▶ PROMPT
Transcribe all of the material exactly, except for its pictures.

┄┄┄┄┄┄┄┄┄┄┄┄┄┄┄┄┄┄┄┄

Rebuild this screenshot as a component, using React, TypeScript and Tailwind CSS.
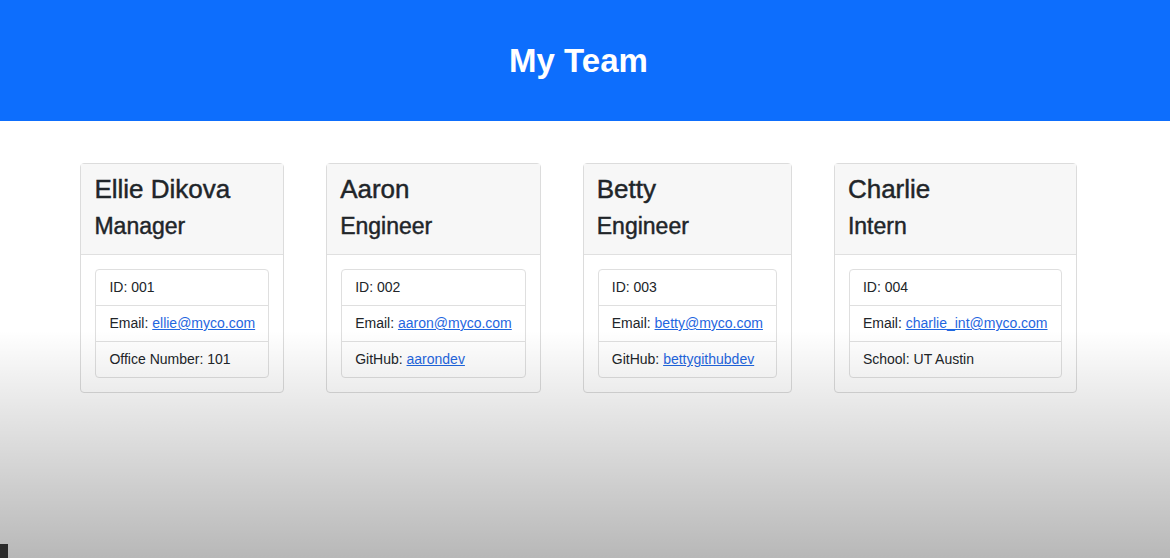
type Member = {
  name: string;
  role: string;
  id: string;
  email: string;
  extra: { label: string; value: string; link?: boolean };
};

const team: Member[] = [
  { name: 'Ellie Dikova', role: 'Manager', id: '001', email: 'ellie@myco.com', extra: { label: 'Office Number', value: '101' } },
  { name: 'Aaron', role: 'Engineer', id: '002', email: 'aaron@myco.com', extra: { label: 'GitHub', value: 'aarondev', link: true } },
  { name: 'Betty', role: 'Engineer', id: '003', email: 'betty@myco.com', extra: { label: 'GitHub', value: 'bettygithubdev', link: true } },
  { name: 'Charlie', role: 'Intern', id: '004', email: 'charlie_int@myco.com', extra: { label: 'School', value: 'UT Austin' } },
];

function Card({ m }: { m: Member }) {
  return (
    <div className="rounded-[4px] border border-[#dcdcdc] bg-white">
      <div className="border-b border-[#e0e0e0] bg-[#f7f7f7] px-[13px] pt-[9px] pb-[14px] [-webkit-text-stroke:0.45px_#212529]">
        <h2 className="text-[26px] leading-[32px]">{m.name}</h2>
        <h3 className="mt-[7px] text-[23px] leading-[28px]">{m.role}</h3>
      </div>
      <div className="p-[14px]">
        <ul className="rounded-[4px] border border-[#dfdfdf] text-[14px] leading-[21px]">
          <li className="px-[13px] py-[7px]">ID: {m.id}</li>
          <li className="border-t border-[#dfdfdf] px-[13px] py-[7px]">
            Email: <a href="#" className="text-[#1f66e0] underline">{m.email}</a>
          </li>
          <li className="border-t border-[#dfdfdf] px-[13px] py-[7px]">
            {m.extra.label}:{' '}
            {m.extra.link ? (
              <a href="#" className="text-[#1f66e0] underline">{m.extra.value}</a>
            ) : (
              m.extra.value
            )}
          </li>
        </ul>
      </div>
    </div>
  );
}

export default function App() {
  return (
    <div className="relative h-[558px] overflow-hidden bg-white text-[#212529]" style={{ fontFamily: '"Liberation Sans", Arial, sans-serif' }}>
      <header className="flex h-[121px] items-center justify-center bg-[#0d6efd] pr-[13px]">
        <h1 className="text-[33px] font-bold text-white">My Team</h1>
      </header>
      <main className="flex items-start justify-center gap-[42px] pt-[42px] pr-[13px]">
        {team.map((m) => (
          <Card key={m.id} m={m} />
        ))}
      </main>
      {/* fade at the bottom of the capture */}
      <div className="pointer-events-none absolute inset-x-0 top-[330px] bottom-0 bg-gradient-to-b from-transparent to-black/[0.28]" />
      <div className="absolute bottom-0 left-0 h-[14px] w-[8px] bg-[#2b2b2b]" />
    </div>
  );
}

┄┄┄┄┄┄┄┄┄┄┄┄┄┄┄┄┄┄┄┄

▶ EXERCISE ANSWER
Rebuild this screenshot as a component, using React, TypeScript and Tailwind CSS.
type Member = {
  name: string;
  role: string;
  id: string;
  email: string;
  extra: { label: string; value: string; link?: boolean };
};

const team: Member[] = [
  { name: 'Ellie Dikova', role: 'Manager', id: '001', email: 'ellie@myco.com', extra: { label: 'Office Number', value: '101' } },
  { name: 'Aaron', role: 'Engineer', id: '002', email: 'aaron@myco.com', extra: { label: 'GitHub', value: 'aarondev', link: true } },
  { name: 'Betty', role: 'Engineer', id: '003', email: 'betty@myco.com', extra: { label: 'GitHub', value: 'bettygithubdev', link: true } },
  { name: 'Charlie', role: 'Intern', id: '004', email: 'charlie_int@myco.com', extra: { label: 'School', value: 'UT Austin' } },
];

function Card({ m }: { m: Member }) {
  return (
    <div className="rounded-[4px] border border-[#dcdcdc] bg-white">
      <div className="border-b border-[#e0e0e0] bg-[#f7f7f7] px-[13px] pt-[9px] pb-[14px] [-webkit-text-stroke:0.45px_#212529]">
        <h2 className="text-[26px] leading-[32px]">{m.name}</h2>
        <h3 className="mt-[7px] text-[23px] leading-[28px]">{m.role}</h3>
      </div>
      <div className="p-[14px]">
        <ul className="rounded-[4px] border border-[#dfdfdf] text-[14px] leading-[21px]">
          <li className="px-[13px] py-[7px]">ID: {m.id}</li>
          <li className="border-t border-[#dfdfdf] px-[13px] py-[7px]">
            Email: <a href="#" className="text-[#1f66e0] underline">{m.email}</a>
          </li>
          <li className="border-t border-[#dfdfdf] px-[13px] py-[7px]">
            {m.extra.label}:{' '}
            {m.extra.link ? (
              <a href="#" className="text-[#1f66e0] underline">{m.extra.value}</a>
            ) : (
              m.extra.value
            )}
          </li>
        </ul>
      </div>
    </div>
  );
}

export default function App() {
  return (
    <div className="relative h-[558px] overflow-hidden bg-white text-[#212529]" style={{ fontFamily: '"Liberation Sans", Arial, sans-serif' }}>
      <header className="flex h-[121px] items-center justify-center bg-[#0d6efd] pr-[13px]">
        <h1 className="text-[33px] font-bold text-white">My Team</h1>
      </header>
      <main className="flex items-start justify-center gap-[42px] pt-[42px] pr-[13px]">
        {team.map((m) => (
          <Card key={m.id} m={m} />
        ))}
      </main>
      {/* fade at the bottom of the capture */}
      <div className="pointer-events-none absolute inset-x-0 top-[330px] bottom-0 bg-gradient-to-b from-transparent to-black/[0.28]" />
      <div className="absolute bottom-0 left-0 h-[14px] w-[8px] bg-[#2b2b2b]" />
    </div>
  );
}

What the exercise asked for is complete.